NJ, the father of the central family, is played by Wu Nien-Jen, who was also an important director in the “New Taiwanese Cinema” movement. Yang wrote the character with him in mind. This sort of specific casting may be why every performance in this movie is so enjoyable. Yes, most of the dialogue is in Mandarin, and there is a runner about good and bad horoscopes that seems very specific to Taiwanese culture, but for the most part the actual plot here, these people, seem like they could be in Los Angeles or Paris. If they are reserved or in generational conflict, it’s not because of issues that are specific to Taiwanese society necessarily. The scenes of celebration or conflict or at awkward parties seem universal. There was one shot of the drunken aftermath of the wedding reception, where the bride and groom are forced to chug drinks while everyone chants and the remains of pink balloons float everywhere. It’s like a minute long, and Yang plays the whole thing in a long shot, so we get to watch not just the chugging, but the drunk acquaintances kicking around balloons and half-heartedly clapping in the background. It all feels lived-in.

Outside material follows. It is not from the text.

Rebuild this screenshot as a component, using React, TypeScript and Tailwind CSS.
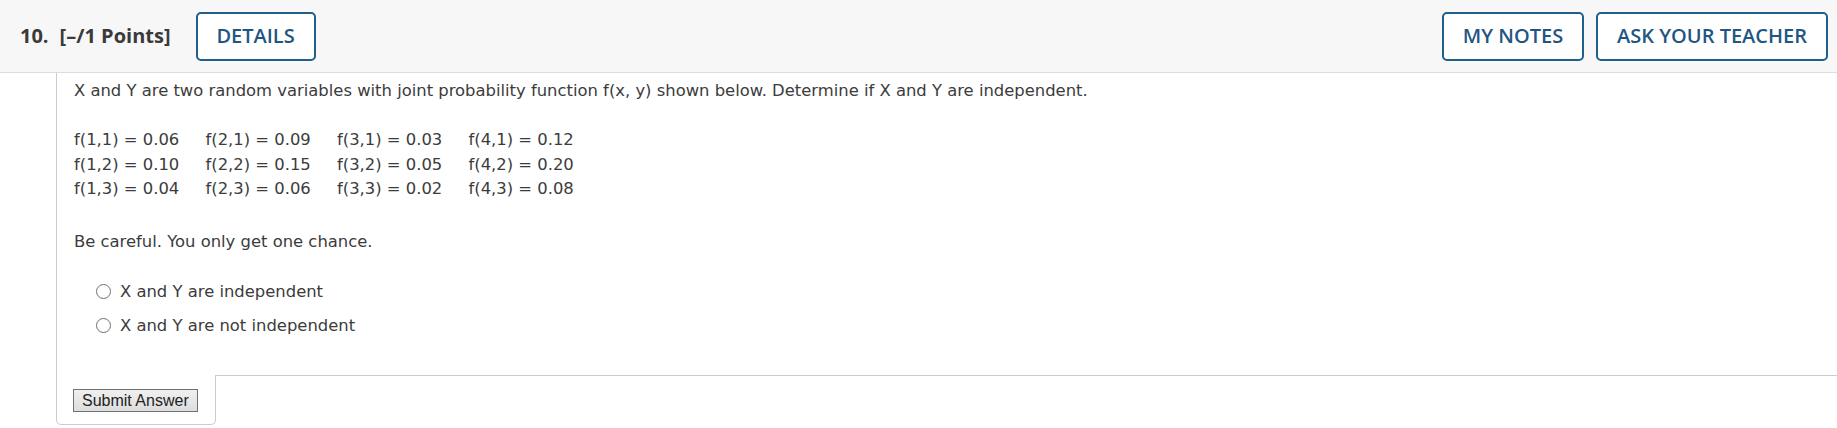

Yang-Yang also gets the final speech of the film, at the funeral for his Grandmother, which he reads, pre-written, from a notebook while she lies in her coffin. I get that a lot of people aren’t going to watch this thing, because it’s three hours of subtitles with no action sequences, so I’ll just put it here, because I think it’s one of the best things I’ve seen in a movie:
I’m sorry, Grandma. It wasn’t that I didn’t want to talk to you. I think all the stuff I could tell you — You must already know. Otherwise, you wouldn’t always tell me to ‘Listen.’ They all say you’ve gone away. But you didn’t tell me where you went. I guess it’s someplace you think I should know. But, Grandma, I know so little. Do you know what I want to do when I grow up? I want to tell people things they don’t know. Show them stuff they haven’t seen. It’ll be so much fun. Perhaps one day — I’ll find out where you’ve gone. If I do, can I tell everyone, and bring them to visit you? Grandma, I miss you. Especially when I see my newborn cousin who still doesn’t have a name. He reminds me that you always said you felt old. I want to tell him that I feel I am old, too.